How is Listening Part 1 different from Parts 2, 3, and 4?
Part 1 is a conversation between two speakers in an everyday social context (booking, registration, customer service). Part 2 is a monologue, one speaker giving information in a social context (a tour guide, a community talk). Part 3 is a conversation in an academic context (students discussing an assignment with a tutor). Part 4 is an academic monologue (a lecture). The format and question types are similar across all four, but the context becomes more academic and the language more complex as you move from Part 1 to Part 4.
Does Listening Part 1 differ between IELTS Academic and General Training?
No. The Listening section, including Part 1, is identical between IELTS Academic and General Training: same audio, same questions, same scoring. The Reading and Writing sections do differ between the two versions (Reading uses different raw-to-band cutoffs, and Writing Task 1 has a different task type, with chart description for Academic and letter writing for General Training).
What raw score do I need on IELTS Listening for a band 7?
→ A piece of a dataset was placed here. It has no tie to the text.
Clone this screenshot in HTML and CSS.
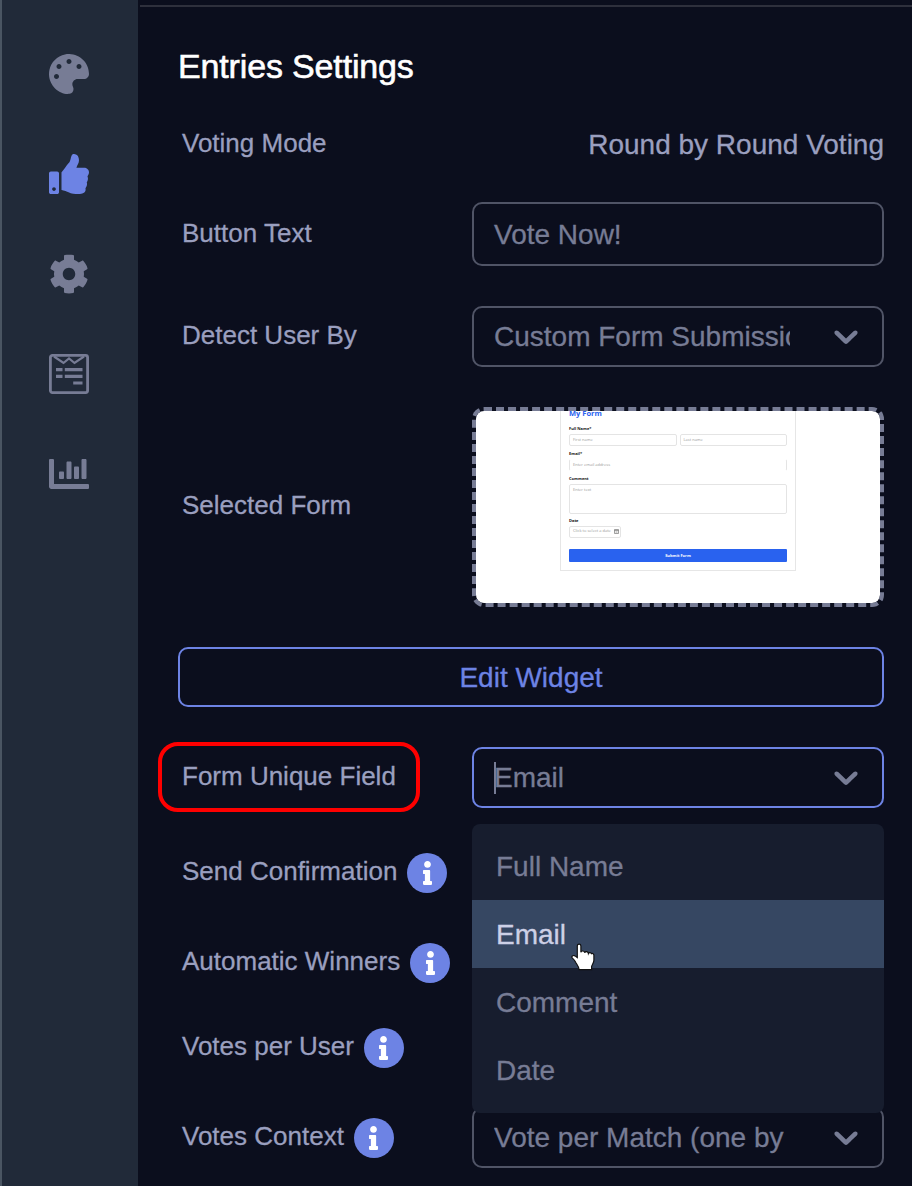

Approximately 30 correct answers out of 40 typically gives you band 7 on IELTS Academic Listening. The exact cutoff varies by 1 or 2 marks between test versions due to a statistical adjustment called equating. Higher targets: 35 of 40 for band 8, and 39 or 40 of 40 for band 9.
Conclusion
Part 1 is the section of IELTS Listening where strong preparation translates most reliably into marks. The context is predictable, the answers are concrete, and the speakers stay on a single topic for the whole conversation. The two habits that matter most are listening through every self-correction before writing an answer down, and staying inside the word limit on every question. Drill both until they feel automatic, then use the linked practice tests to put them under pressure with real audio.